We had plans to rent ATVs to drive around the island and check out some of the highlights like a waterfall and sacred tree but the morning took longer than expected so we opted to head straight to Andilana since Lonely Planet indicated we’d have options to rent ATVs from there. We chose to take a tuk tuk to Andilana, which is hindsight may have been a little shortsighted. For those of you not familiar with a tuk tuk, I’ll post some pics next week when I have them downloaded and wifi again, but in the meantime imagine a scooter tricycle with a funny little cab over the back wheels. Charlotte and Andrew and my boxes and I squeezed in and except for the slower speed, it was a nice ride. It was interesting to see some other parts of Nosy Be since we spend most of our time in a beach environment; we passed farms and lots of zebus and villages and saw a glimpse of life outside Ampangorina.
We seemed to have avoided most of the potholes but clearly hit something at some point because when we got to the end of the road in Andilana our tuk tuk pulled over with a blown tire. This became our first encounter with a failed negotiation; we felt bad that he had to deal with a blown tire in such a remote location so we figured we’d offer him an extra 6000 Ariary since our fare was 3000 Ariary per person, rounding it up to 15000 total. Then he insisted it was 10,000 Ariary each! I was conflicted because while I was confident that we had negotiated 3000 per person up front (it’s normally 1000 per person around Hellville for perspective) but I also knew that the taxi fare from Hellville to Andilana could range from 30,000 to 50,000 in total. Of course that is a taxi, not a tuk tuk. And we still weren’t at our final destination - the hotel we had been heading to was actually a few miles back on the road. I also feel badly negotiating over what is a nominal amount of money to me (10,000 Ariary is the equivalent of about $4US) but more significant amount of money to the other.
So long story short, after a lengthy back and forth we paid the 30,000 Ariary and caught a local taxi to the hotel. By the time we arrived at Le Grande Bleu we desperately needed a break from the sun so we were thrilled that the hotel was in a fantastic location on top of a hill with a constant breeze and views of the ocean in both directions.
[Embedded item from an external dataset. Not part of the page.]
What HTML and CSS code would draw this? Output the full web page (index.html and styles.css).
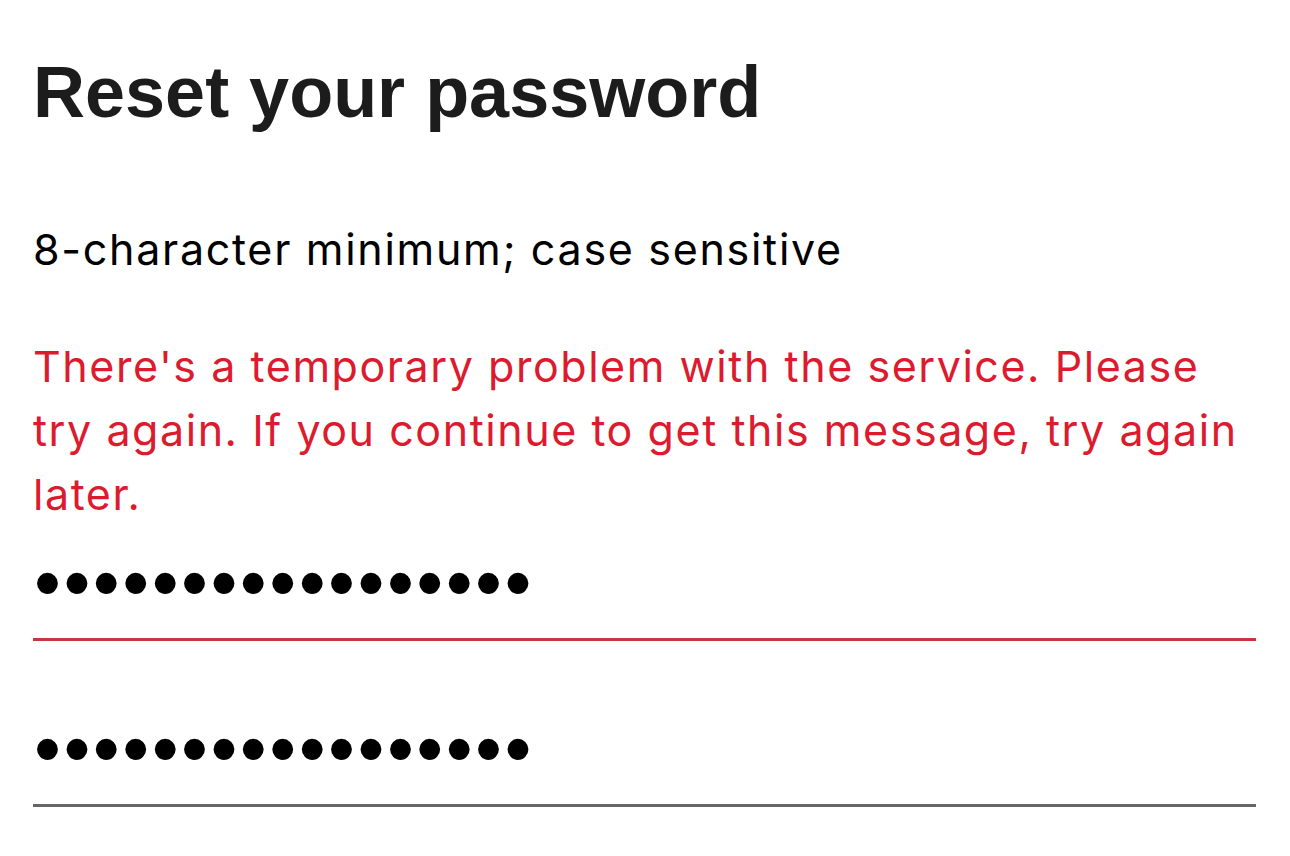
FILE: index.html
```html
<!DOCTYPE html>
<html lang="en">
<head>
<meta charset="utf-8">
<title>Reset your password</title>
<link rel="stylesheet" href="styles.css">
</head>
<body>
<main class="page">
  <h1 class="title">Reset your password</h1>
  <p class="hint">8-character minimum; case sensitive</p>
  <p class="error">There's a temporary problem with the service. Please try again. If you continue to get this message, try again later.</p>
  <div class="field field-error">
    <input class="pw" type="password" value="abcdefghijklmnopq" aria-label="New password">
  </div>
  <div class="field">
    <input class="pw" type="password" value="abcdefghijklmnopq" aria-label="Confirm password">
  </div>
</main>
</body>
</html>
```
FILE: styles.css
```css
html, body {
  margin: 0;
  padding: 0;
  background: #ffffff;
}
body {
  font-family: "Inter", "Liberation Sans", Arial, sans-serif;
}
.page {
  padding: 0 34px 0 33px;
}
.title {
  margin: 0;
  padding-top: 50px;
  font-family: "Liberation Sans", Arial, sans-serif;
  font-size: 72px;
  line-height: 84px;
  font-weight: 700;
  color: #1c1c1c;
}
.hint {
  margin: 0;
  margin-top: 90px;
  font-size: 43px;
  line-height: 50px;
  letter-spacing: 1.7px;
  color: #000000;
}
.error {
  margin: 0;
  margin-top: 60px;
  font-size: 43px;
  line-height: 64px;
  letter-spacing: 1.55px;
  color: #dc1b2e;
}
.field {
  border-bottom: 3px solid #666666;
}
.field-error {
  border-bottom-color: #c8363d;
}
.field + .field {
  margin-top: 51px;
}
.pw {
  display: block;
  width: 100%;
  height: 112px;
  margin: 0;
  box-sizing: border-box;
  border: 0;
  outline: none;
  background: transparent;
  padding: 0 0 0 1px;
  font-family: "Liberation Sans", Arial, sans-serif;
  font-size: 77px;
  letter-spacing: 2.45px;
  color: #000000;
}
```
The restaurant and lounge was an open area under a large roof that led to an infinity pool which overlooked a pristine cove. A pool has never looked so good. We passed a number of solar water heaters on the way to our bungalow and were ecstatic at the prospect of a warm shower. In the end we decided to skip the ATVing and ended up relaxing at the hotel, enjoying the pool, wifi and magnificent views. Our night consisted of Skype dates homes and dinner at a local spot where we feasted on zebu burgers, fries and beers and it was all pretty damn fantastic.
Sunday involved some more R&R, a frighteningly fast taxi ride back to Hellville that was more rally race than any of us would have preferred and a 3pm boat ride back to camp. New volunteers await and it will be interesting to meet the newbies now that we, ourselves, are just over the newbie hump.